_Problem to work on_
Gather all lines in the data that hold the string "styles".

_Information shown_
::::

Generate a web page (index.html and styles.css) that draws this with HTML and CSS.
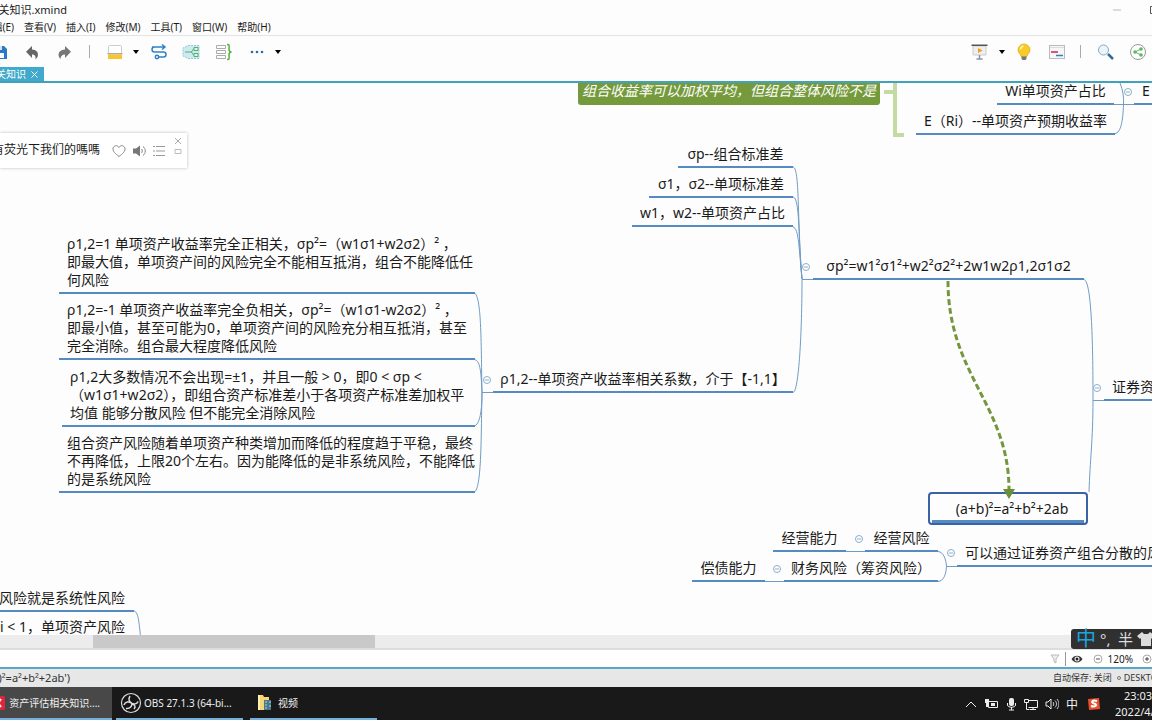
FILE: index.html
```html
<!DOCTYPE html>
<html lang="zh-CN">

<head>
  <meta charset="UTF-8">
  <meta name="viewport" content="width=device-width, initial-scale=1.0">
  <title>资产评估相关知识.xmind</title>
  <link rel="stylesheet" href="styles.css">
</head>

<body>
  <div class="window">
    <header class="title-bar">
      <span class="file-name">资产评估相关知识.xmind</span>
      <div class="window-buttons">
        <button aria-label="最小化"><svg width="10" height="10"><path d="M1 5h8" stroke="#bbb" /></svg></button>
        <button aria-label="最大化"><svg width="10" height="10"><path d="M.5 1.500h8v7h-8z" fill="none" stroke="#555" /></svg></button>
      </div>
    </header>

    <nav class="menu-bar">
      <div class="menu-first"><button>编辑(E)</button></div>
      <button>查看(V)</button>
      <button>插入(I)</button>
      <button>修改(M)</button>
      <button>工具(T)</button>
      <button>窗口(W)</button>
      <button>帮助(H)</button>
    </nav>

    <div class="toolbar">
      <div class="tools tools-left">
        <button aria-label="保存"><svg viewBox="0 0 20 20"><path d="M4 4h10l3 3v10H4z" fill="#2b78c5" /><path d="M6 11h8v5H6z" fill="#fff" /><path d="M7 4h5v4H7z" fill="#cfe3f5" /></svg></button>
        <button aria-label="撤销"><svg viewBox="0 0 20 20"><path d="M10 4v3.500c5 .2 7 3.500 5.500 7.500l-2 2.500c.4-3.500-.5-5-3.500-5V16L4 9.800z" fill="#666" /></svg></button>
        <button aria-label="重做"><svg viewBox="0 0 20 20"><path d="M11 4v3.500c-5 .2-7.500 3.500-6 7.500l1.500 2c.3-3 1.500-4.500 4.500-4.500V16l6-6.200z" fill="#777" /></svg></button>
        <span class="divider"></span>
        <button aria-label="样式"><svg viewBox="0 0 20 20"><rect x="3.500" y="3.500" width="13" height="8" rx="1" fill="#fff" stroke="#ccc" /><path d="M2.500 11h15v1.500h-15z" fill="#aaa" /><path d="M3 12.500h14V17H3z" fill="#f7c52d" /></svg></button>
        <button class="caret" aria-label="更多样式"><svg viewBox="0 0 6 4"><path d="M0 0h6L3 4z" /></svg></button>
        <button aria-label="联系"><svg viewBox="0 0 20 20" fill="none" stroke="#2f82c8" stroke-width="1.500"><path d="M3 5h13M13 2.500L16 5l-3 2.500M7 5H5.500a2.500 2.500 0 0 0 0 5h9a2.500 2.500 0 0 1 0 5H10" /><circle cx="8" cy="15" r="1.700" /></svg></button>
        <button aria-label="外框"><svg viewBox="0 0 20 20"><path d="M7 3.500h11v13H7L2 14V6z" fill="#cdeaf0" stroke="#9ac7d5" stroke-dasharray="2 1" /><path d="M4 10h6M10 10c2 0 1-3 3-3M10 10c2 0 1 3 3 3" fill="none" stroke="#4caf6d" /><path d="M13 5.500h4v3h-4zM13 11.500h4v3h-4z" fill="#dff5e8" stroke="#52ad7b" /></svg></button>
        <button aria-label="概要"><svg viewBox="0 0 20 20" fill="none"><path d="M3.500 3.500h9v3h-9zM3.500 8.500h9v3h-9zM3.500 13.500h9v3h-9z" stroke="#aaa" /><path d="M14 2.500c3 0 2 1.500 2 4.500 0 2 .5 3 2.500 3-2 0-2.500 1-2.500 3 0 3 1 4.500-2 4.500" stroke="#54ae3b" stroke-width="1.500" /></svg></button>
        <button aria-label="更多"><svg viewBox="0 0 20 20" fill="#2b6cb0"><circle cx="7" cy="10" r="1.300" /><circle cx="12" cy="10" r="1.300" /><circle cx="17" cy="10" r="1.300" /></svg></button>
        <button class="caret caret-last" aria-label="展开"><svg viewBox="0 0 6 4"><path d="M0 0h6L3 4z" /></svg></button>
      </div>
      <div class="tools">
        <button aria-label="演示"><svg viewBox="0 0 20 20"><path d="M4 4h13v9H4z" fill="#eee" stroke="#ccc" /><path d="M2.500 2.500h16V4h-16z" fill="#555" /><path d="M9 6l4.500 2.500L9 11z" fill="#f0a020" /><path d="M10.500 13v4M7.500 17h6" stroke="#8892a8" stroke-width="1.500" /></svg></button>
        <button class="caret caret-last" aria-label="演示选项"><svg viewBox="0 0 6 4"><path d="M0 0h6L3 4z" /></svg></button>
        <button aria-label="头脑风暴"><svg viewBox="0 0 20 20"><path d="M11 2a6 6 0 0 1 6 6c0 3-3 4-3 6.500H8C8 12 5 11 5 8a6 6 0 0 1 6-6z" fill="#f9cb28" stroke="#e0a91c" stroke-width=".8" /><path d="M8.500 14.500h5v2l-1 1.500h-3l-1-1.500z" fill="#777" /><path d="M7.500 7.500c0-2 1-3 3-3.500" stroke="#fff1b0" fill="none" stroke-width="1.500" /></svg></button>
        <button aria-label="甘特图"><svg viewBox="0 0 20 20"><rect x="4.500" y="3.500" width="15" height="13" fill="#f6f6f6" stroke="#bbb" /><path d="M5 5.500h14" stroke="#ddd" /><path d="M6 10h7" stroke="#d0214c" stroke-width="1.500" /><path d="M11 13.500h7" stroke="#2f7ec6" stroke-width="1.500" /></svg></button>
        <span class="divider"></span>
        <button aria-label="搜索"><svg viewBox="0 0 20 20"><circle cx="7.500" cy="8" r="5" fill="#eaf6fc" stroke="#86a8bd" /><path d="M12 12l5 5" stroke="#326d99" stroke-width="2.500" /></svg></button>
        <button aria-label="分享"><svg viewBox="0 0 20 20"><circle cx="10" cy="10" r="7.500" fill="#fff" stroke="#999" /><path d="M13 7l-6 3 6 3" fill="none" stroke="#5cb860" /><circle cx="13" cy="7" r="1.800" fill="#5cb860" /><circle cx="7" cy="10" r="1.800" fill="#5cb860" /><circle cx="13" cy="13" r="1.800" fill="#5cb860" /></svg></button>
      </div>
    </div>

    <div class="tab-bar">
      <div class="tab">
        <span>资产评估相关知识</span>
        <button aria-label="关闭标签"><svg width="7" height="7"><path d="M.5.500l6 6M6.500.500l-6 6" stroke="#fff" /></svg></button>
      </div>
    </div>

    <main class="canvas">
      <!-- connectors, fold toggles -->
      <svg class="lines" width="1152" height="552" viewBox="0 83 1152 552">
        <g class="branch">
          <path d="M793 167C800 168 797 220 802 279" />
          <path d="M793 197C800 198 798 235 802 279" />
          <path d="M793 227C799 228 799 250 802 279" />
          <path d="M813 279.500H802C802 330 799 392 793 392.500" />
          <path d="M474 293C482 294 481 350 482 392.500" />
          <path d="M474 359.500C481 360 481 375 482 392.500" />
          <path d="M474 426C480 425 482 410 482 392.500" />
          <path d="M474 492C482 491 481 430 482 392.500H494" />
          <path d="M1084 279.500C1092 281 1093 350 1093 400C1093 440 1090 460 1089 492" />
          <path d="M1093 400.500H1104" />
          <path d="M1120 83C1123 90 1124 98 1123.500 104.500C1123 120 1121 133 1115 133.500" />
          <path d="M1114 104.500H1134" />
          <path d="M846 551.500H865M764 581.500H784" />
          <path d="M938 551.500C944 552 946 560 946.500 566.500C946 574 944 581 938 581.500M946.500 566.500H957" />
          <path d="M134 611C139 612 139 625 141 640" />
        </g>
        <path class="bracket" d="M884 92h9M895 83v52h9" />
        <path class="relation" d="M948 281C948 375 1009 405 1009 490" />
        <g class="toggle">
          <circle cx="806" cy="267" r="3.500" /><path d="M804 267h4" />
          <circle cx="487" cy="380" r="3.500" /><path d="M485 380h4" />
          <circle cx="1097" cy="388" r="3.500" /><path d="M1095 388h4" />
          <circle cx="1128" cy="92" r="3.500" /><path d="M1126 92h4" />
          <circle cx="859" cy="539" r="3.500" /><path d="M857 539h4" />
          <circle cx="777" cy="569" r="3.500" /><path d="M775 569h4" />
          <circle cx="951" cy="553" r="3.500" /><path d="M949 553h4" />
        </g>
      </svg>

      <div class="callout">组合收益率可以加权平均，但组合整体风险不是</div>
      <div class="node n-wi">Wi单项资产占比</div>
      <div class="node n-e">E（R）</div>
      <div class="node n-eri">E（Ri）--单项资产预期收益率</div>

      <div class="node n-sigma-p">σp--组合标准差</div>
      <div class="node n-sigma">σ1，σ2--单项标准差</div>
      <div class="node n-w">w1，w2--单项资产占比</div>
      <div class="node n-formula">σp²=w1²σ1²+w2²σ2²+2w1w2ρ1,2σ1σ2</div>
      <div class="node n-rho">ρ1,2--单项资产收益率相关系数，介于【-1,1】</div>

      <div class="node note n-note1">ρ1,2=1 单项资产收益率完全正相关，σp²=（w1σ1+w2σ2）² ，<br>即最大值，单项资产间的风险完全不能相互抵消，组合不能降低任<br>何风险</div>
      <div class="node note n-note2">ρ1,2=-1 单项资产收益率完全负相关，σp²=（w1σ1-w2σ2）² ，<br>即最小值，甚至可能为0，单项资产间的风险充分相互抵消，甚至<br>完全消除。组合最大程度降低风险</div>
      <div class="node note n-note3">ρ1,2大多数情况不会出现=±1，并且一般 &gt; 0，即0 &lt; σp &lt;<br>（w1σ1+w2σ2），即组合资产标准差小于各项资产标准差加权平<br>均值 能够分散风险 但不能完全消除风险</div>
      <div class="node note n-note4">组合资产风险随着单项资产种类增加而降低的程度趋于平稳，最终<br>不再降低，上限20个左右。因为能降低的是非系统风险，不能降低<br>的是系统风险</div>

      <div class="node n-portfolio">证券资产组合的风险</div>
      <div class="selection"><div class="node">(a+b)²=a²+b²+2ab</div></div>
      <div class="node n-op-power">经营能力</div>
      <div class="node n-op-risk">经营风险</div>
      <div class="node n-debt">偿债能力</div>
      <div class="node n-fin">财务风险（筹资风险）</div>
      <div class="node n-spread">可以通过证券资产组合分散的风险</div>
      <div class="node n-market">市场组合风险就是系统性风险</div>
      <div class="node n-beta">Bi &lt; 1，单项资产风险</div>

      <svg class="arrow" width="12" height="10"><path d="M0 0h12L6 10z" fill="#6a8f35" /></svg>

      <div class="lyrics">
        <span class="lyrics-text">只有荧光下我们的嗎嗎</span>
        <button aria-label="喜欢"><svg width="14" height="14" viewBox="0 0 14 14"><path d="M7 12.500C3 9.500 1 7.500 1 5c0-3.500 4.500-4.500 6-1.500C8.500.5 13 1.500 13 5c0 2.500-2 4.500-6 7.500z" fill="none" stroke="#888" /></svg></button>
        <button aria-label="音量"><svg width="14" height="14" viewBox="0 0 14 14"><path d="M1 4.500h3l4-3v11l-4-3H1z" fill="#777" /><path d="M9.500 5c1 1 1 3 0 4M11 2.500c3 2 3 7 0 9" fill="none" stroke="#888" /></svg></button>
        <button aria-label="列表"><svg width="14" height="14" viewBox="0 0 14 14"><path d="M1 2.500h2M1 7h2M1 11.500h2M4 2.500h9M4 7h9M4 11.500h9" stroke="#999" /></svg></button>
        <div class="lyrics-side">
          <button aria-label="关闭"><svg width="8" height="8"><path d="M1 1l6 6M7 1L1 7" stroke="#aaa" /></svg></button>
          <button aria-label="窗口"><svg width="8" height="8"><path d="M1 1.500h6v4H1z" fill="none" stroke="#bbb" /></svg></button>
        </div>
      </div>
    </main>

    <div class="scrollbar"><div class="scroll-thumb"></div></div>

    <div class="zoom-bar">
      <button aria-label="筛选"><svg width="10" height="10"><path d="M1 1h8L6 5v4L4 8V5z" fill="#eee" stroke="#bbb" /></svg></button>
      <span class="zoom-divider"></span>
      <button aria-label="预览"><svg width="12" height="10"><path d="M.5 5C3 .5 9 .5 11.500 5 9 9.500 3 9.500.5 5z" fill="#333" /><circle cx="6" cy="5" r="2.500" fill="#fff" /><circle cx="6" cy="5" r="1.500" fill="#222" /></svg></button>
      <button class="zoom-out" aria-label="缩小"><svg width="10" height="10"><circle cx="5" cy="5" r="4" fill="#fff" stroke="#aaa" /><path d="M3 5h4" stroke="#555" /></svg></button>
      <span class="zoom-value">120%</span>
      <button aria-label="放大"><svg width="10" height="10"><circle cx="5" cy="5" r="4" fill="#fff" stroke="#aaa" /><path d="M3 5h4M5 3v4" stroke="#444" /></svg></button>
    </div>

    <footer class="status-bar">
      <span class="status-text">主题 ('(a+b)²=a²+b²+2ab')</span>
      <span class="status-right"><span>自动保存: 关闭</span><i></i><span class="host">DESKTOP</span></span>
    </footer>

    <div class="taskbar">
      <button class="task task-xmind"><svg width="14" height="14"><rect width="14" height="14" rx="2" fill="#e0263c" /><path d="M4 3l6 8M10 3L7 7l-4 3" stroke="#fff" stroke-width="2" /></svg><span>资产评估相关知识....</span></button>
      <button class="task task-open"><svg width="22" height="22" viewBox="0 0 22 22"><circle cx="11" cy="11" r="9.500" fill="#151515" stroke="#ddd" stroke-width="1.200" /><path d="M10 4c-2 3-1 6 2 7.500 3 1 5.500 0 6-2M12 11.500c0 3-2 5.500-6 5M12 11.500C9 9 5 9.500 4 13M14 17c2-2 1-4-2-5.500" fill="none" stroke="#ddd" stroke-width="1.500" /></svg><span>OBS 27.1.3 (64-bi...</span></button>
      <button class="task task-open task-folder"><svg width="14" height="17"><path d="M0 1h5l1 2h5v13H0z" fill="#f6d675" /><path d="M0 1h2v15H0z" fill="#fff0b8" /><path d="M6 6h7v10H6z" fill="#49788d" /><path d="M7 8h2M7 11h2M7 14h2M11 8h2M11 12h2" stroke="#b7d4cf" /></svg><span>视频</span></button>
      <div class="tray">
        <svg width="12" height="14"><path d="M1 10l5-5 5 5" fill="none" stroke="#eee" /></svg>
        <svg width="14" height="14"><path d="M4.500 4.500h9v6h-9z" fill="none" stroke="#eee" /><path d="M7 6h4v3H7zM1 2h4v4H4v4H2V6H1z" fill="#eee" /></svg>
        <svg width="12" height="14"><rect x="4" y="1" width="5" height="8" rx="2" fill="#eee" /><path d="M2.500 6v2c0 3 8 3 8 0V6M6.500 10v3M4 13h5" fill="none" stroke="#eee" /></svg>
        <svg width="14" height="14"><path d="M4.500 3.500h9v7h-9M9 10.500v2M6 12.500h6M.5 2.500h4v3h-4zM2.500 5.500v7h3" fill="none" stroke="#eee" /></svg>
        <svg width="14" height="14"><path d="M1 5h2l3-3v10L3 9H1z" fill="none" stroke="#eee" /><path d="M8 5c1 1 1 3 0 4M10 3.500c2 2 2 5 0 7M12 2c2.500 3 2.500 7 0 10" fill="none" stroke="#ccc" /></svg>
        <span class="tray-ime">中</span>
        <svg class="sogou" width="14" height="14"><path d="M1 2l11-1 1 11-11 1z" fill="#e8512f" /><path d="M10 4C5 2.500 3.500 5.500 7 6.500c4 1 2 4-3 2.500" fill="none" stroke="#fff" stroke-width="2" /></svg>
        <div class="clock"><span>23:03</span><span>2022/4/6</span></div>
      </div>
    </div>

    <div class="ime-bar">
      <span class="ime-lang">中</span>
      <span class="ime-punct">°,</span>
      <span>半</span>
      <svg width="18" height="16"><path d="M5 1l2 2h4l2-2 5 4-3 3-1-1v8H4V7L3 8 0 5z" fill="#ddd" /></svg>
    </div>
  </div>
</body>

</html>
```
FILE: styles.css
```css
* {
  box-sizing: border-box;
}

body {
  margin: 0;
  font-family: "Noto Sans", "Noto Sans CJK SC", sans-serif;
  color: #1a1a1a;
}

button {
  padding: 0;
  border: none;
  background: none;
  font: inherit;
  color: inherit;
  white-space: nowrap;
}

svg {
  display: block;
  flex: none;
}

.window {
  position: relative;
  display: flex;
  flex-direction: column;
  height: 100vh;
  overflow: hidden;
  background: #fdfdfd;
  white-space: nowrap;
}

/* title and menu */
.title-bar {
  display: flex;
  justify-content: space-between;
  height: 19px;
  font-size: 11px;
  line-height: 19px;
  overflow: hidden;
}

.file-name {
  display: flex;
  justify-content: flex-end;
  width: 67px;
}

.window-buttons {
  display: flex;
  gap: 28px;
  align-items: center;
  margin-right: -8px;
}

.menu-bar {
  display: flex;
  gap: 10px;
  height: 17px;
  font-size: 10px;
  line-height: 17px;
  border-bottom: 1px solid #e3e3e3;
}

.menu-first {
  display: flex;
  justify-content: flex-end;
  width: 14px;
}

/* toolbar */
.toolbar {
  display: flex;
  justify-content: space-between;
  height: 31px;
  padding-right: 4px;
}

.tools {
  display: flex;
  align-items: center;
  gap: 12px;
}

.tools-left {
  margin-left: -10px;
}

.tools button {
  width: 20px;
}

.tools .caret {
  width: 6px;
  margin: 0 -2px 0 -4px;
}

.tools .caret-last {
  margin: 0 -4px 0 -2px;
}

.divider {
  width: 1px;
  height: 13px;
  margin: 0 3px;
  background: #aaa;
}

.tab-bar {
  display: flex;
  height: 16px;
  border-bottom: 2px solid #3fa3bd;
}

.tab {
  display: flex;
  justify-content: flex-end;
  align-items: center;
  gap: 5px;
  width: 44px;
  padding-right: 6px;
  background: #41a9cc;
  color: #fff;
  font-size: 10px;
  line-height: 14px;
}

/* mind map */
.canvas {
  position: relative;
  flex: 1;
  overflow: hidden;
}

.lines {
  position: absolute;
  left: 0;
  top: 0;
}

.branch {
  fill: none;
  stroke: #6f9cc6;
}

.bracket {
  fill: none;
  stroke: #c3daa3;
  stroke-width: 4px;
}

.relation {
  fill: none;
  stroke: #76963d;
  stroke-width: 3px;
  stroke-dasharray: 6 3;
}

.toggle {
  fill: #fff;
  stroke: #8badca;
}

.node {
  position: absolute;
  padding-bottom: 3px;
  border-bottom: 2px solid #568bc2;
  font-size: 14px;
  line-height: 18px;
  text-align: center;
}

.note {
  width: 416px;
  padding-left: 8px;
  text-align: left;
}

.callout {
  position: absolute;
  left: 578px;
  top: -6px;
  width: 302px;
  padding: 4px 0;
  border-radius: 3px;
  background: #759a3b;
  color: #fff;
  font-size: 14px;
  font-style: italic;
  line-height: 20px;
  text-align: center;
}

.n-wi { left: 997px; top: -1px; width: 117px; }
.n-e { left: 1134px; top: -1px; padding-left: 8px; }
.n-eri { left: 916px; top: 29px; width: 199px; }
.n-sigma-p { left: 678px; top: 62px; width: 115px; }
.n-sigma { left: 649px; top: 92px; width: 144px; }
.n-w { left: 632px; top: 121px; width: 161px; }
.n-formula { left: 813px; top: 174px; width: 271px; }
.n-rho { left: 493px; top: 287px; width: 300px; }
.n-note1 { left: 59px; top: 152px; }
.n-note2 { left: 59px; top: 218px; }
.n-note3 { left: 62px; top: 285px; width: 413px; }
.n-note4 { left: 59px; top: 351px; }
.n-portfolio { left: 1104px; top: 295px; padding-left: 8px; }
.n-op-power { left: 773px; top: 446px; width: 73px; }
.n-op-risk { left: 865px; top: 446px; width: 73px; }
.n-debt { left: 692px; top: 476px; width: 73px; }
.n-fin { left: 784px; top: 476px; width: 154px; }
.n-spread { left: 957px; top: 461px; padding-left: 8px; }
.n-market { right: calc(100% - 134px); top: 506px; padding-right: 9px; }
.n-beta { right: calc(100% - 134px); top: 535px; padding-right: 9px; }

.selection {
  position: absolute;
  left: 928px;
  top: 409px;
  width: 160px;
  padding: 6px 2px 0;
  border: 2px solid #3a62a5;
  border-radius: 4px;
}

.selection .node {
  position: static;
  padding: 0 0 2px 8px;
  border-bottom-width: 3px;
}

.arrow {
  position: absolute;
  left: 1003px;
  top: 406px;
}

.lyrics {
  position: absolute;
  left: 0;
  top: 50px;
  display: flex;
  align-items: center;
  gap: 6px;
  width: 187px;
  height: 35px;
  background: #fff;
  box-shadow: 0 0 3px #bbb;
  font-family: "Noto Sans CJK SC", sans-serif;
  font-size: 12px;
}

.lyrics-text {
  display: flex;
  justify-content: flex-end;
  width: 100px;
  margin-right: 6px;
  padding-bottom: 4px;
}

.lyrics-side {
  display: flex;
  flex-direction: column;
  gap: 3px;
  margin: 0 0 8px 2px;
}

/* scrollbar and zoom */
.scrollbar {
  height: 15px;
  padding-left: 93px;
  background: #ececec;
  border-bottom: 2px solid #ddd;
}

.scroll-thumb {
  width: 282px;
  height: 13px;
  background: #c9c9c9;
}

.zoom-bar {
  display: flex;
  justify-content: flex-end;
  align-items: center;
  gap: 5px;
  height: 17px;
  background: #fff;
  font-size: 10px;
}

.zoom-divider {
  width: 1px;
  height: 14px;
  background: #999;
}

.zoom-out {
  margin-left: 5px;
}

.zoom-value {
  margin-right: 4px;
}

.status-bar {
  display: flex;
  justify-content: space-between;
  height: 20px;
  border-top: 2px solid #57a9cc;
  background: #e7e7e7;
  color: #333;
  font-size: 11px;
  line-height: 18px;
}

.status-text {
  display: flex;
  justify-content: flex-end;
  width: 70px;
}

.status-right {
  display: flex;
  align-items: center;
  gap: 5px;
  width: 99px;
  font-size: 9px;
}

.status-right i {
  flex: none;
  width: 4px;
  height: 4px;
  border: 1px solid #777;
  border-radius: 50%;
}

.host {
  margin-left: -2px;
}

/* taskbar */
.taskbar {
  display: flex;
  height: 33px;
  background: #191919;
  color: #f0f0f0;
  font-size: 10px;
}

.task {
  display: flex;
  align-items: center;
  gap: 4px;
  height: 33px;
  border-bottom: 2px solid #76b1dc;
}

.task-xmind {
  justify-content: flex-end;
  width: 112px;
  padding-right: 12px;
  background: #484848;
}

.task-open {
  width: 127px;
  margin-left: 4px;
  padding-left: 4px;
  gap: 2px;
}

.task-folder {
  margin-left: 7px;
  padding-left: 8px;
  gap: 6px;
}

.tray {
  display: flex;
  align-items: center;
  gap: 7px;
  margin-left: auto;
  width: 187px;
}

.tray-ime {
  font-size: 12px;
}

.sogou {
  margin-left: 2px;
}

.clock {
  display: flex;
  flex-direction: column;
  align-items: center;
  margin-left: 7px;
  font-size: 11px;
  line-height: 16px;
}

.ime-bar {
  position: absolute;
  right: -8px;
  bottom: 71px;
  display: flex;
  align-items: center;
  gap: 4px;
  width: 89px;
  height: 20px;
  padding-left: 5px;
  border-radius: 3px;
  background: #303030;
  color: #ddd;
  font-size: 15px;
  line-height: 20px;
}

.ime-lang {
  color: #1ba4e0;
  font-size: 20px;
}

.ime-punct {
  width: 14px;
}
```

::::

_Full response_
Generate a web page (index.html and styles.css) that draws this with HTML and CSS.
  <link rel="stylesheet" href="styles.css">
FILE: styles.css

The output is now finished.